● TASK DETAILS
Write out the listing below exactly, and omit any images you find in it.

_____

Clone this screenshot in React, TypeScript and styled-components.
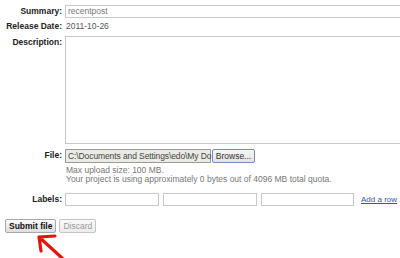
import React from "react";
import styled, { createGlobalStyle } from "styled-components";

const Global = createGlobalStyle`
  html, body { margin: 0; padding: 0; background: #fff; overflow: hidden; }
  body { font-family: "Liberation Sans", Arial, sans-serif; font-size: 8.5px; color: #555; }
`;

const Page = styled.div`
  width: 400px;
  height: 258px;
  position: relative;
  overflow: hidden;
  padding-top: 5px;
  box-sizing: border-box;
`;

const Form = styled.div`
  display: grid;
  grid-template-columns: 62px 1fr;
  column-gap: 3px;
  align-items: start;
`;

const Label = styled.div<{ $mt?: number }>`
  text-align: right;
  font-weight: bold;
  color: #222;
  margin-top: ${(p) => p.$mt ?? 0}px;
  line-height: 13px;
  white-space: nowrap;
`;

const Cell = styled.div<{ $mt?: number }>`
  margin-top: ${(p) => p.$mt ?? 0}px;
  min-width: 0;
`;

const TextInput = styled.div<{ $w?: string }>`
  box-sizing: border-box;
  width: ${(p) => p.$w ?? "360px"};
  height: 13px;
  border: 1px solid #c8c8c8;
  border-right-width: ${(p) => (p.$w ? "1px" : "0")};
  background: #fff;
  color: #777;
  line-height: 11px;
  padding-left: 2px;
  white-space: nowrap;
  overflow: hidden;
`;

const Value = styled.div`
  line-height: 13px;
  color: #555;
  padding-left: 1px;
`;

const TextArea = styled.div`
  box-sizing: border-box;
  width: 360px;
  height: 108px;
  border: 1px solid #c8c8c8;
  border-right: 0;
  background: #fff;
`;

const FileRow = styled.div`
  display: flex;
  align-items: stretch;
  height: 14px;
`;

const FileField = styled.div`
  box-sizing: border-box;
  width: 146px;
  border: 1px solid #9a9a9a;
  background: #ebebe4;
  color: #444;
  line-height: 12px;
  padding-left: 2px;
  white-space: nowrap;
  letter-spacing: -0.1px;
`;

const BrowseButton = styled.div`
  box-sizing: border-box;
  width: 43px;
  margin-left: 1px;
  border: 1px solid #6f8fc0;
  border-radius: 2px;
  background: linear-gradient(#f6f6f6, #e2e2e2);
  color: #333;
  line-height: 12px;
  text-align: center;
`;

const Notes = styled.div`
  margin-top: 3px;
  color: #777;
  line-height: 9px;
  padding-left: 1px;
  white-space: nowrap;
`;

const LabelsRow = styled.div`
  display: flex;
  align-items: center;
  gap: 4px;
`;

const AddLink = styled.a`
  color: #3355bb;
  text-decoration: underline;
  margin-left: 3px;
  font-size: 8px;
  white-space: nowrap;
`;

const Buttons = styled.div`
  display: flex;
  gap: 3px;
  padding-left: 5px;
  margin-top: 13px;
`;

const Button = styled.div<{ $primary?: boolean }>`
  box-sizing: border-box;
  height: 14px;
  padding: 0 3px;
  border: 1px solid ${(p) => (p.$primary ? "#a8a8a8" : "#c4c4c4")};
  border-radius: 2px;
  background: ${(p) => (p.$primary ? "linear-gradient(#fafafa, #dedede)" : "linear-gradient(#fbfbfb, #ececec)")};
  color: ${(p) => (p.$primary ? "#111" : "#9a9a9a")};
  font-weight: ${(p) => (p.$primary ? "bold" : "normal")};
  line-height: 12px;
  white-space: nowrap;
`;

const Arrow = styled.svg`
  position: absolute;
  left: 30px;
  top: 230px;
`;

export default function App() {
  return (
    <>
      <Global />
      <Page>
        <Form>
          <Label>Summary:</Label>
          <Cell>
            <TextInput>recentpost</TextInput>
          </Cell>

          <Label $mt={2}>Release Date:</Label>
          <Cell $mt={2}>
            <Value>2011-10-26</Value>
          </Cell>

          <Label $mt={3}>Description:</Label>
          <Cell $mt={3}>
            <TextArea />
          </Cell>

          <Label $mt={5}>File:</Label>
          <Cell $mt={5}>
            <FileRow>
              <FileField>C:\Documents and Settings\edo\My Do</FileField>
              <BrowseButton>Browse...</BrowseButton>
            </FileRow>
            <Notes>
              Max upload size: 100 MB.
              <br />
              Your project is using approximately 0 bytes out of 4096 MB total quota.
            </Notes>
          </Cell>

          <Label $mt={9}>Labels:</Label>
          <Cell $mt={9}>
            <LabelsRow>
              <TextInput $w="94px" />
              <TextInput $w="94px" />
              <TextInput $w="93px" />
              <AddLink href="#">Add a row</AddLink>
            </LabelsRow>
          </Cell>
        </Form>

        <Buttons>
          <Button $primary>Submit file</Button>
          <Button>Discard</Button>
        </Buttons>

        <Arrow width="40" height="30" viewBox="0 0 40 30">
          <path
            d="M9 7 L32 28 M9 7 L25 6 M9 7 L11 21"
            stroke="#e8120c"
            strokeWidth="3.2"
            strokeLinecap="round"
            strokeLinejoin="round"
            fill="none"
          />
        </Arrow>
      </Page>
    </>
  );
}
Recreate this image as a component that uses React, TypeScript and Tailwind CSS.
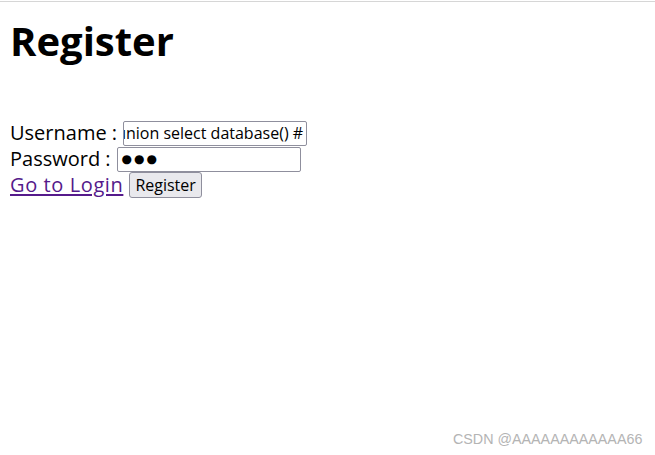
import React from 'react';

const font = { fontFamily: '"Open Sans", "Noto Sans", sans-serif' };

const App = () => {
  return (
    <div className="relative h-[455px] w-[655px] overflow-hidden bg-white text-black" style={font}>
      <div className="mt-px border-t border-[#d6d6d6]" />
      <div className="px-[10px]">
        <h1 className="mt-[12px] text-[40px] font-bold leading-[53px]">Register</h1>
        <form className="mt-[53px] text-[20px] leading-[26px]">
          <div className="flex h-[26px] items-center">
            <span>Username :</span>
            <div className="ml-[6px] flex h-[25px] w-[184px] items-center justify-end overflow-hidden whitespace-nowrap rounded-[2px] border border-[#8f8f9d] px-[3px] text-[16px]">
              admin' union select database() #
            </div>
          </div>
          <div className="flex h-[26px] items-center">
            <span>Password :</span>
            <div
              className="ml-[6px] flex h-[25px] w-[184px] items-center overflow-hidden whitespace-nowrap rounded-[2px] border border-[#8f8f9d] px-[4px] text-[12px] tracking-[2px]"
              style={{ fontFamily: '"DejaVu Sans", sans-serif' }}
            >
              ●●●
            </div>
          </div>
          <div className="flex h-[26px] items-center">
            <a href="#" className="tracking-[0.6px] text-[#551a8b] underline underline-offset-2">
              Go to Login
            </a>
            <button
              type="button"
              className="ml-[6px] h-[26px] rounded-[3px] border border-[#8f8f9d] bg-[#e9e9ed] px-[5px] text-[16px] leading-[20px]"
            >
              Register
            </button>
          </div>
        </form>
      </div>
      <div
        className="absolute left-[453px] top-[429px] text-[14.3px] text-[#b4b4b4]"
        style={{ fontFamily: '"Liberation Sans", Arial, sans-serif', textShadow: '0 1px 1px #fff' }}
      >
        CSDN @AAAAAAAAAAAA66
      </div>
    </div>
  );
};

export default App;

_____

● ANSWER TO THE PROBLEM
Clone this screenshot in React, TypeScript and styled-components.
import React from "react";
import styled, { createGlobalStyle } from "styled-components";

const Global = createGlobalStyle`
  html, body { margin: 0; padding: 0; background: #fff; overflow: hidden; }
  body { font-family: "Liberation Sans", Arial, sans-serif; font-size: 8.5px; color: #555; }
`;

const Page = styled.div`
  width: 400px;
  height: 258px;
  position: relative;
  overflow: hidden;
  padding-top: 5px;
  box-sizing: border-box;
`;

const Form = styled.div`
  display: grid;
  grid-template-columns: 62px 1fr;
  column-gap: 3px;
  align-items: start;
`;

const Label = styled.div<{ $mt?: number }>`
  text-align: right;
  font-weight: bold;
  color: #222;
  margin-top: ${(p) => p.$mt ?? 0}px;
  line-height: 13px;
  white-space: nowrap;
`;

const Cell = styled.div<{ $mt?: number }>`
  margin-top: ${(p) => p.$mt ?? 0}px;
  min-width: 0;
`;

const TextInput = styled.div<{ $w?: string }>`
  box-sizing: border-box;
  width: ${(p) => p.$w ?? "360px"};
  height: 13px;
  border: 1px solid #c8c8c8;
  border-right-width: ${(p) => (p.$w ? "1px" : "0")};
  background: #fff;
  color: #777;
  line-height: 11px;
  padding-left: 2px;
  white-space: nowrap;
  overflow: hidden;
`;

const Value = styled.div`
  line-height: 13px;
  color: #555;
  padding-left: 1px;
`;

const TextArea = styled.div`
  box-sizing: border-box;
  width: 360px;
  height: 108px;
  border: 1px solid #c8c8c8;
  border-right: 0;
  background: #fff;
`;

const FileRow = styled.div`
  display: flex;
  align-items: stretch;
  height: 14px;
`;

const FileField = styled.div`
  box-sizing: border-box;
  width: 146px;
  border: 1px solid #9a9a9a;
  background: #ebebe4;
  color: #444;
  line-height: 12px;
  padding-left: 2px;
  white-space: nowrap;
  letter-spacing: -0.1px;
`;

const BrowseButton = styled.div`
  box-sizing: border-box;
  width: 43px;
  margin-left: 1px;
  border: 1px solid #6f8fc0;
  border-radius: 2px;
  background: linear-gradient(#f6f6f6, #e2e2e2);
  color: #333;
  line-height: 12px;
  text-align: center;
`;

const Notes = styled.div`
  margin-top: 3px;
  color: #777;
  line-height: 9px;
  padding-left: 1px;
  white-space: nowrap;
`;

const LabelsRow = styled.div`
  display: flex;
  align-items: center;
  gap: 4px;
`;

const AddLink = styled.a`
  color: #3355bb;
  text-decoration: underline;
  margin-left: 3px;
  font-size: 8px;
  white-space: nowrap;
`;

const Buttons = styled.div`
  display: flex;
  gap: 3px;
  padding-left: 5px;
  margin-top: 13px;
`;

const Button = styled.div<{ $primary?: boolean }>`
  box-sizing: border-box;
  height: 14px;
  padding: 0 3px;
  border: 1px solid ${(p) => (p.$primary ? "#a8a8a8" : "#c4c4c4")};
  border-radius: 2px;
  background: ${(p) => (p.$primary ? "linear-gradient(#fafafa, #dedede)" : "linear-gradient(#fbfbfb, #ececec)")};
  color: ${(p) => (p.$primary ? "#111" : "#9a9a9a")};
  font-weight: ${(p) => (p.$primary ? "bold" : "normal")};
  line-height: 12px;
  white-space: nowrap;
`;

const Arrow = styled.svg`
  position: absolute;
  left: 30px;
  top: 230px;
`;

export default function App() {
  return (
    <>
      <Global />
      <Page>
        <Form>
          <Label>Summary:</Label>
          <Cell>
            <TextInput>recentpost</TextInput>
          </Cell>

          <Label $mt={2}>Release Date:</Label>
          <Cell $mt={2}>
            <Value>2011-10-26</Value>
          </Cell>

          <Label $mt={3}>Description:</Label>
          <Cell $mt={3}>
            <TextArea />
          </Cell>

          <Label $mt={5}>File:</Label>
          <Cell $mt={5}>
            <FileRow>
              <FileField>C:\Documents and Settings\edo\My Do</FileField>
              <BrowseButton>Browse...</BrowseButton>
            </FileRow>
            <Notes>
              Max upload size: 100 MB.
              <br />
              Your project is using approximately 0 bytes out of 4096 MB total quota.
            </Notes>
          </Cell>

          <Label $mt={9}>Labels:</Label>
          <Cell $mt={9}>
            <LabelsRow>
              <TextInput $w="94px" />
              <TextInput $w="94px" />
              <TextInput $w="93px" />
              <AddLink href="#">Add a row</AddLink>
            </LabelsRow>
          </Cell>
        </Form>

        <Buttons>
          <Button $primary>Submit file</Button>
          <Button>Discard</Button>
        </Buttons>

        <Arrow width="40" height="30" viewBox="0 0 40 30">
          <path
            d="M9 7 L32 28 M9 7 L25 6 M9 7 L11 21"
            stroke="#e8120c"
            strokeWidth="3.2"
            strokeLinecap="round"
            strokeLinejoin="round"
            fill="none"
          />
        </Arrow>
      </Page>
    </>
  );
}
Recreate this image as a component that uses React, TypeScript and Tailwind CSS.
import React from 'react';

const font = { fontFamily: '"Open Sans", "Noto Sans", sans-serif' };

const App = () => {
  return (
    <div className="relative h-[455px] w-[655px] overflow-hidden bg-white text-black" style={font}>
      <div className="mt-px border-t border-[#d6d6d6]" />
      <div className="px-[10px]">
        <h1 className="mt-[12px] text-[40px] font-bold leading-[53px]">Register</h1>
        <form className="mt-[53px] text-[20px] leading-[26px]">
          <div className="flex h-[26px] items-center">
            <span>Username :</span>
            <div className="ml-[6px] flex h-[25px] w-[184px] items-center justify-end overflow-hidden whitespace-nowrap rounded-[2px] border border-[#8f8f9d] px-[3px] text-[16px]">
              admin' union select database() #
            </div>
          </div>
          <div className="flex h-[26px] items-center">
            <span>Password :</span>
            <div
              className="ml-[6px] flex h-[25px] w-[184px] items-center overflow-hidden whitespace-nowrap rounded-[2px] border border-[#8f8f9d] px-[4px] text-[12px] tracking-[2px]"
              style={{ fontFamily: '"DejaVu Sans", sans-serif' }}
            >
              ●●●
            </div>
          </div>
          <div className="flex h-[26px] items-center">
            <a href="#" className="tracking-[0.6px] text-[#551a8b] underline underline-offset-2">
              Go to Login
            </a>
            <button
              type="button"
              className="ml-[6px] h-[26px] rounded-[3px] border border-[#8f8f9d] bg-[#e9e9ed] px-[5px] text-[16px] leading-[20px]"
            >
              Register
            </button>
          </div>
        </form>
      </div>
      <div
        className="absolute left-[453px] top-[429px] text-[14.3px] text-[#b4b4b4]"
        style={{ fontFamily: '"Liberation Sans", Arial, sans-serif', textShadow: '0 1px 1px #fff' }}
      >
        CSDN @AAAAAAAAAAAA66
      </div>
    </div>
  );
};

export default App;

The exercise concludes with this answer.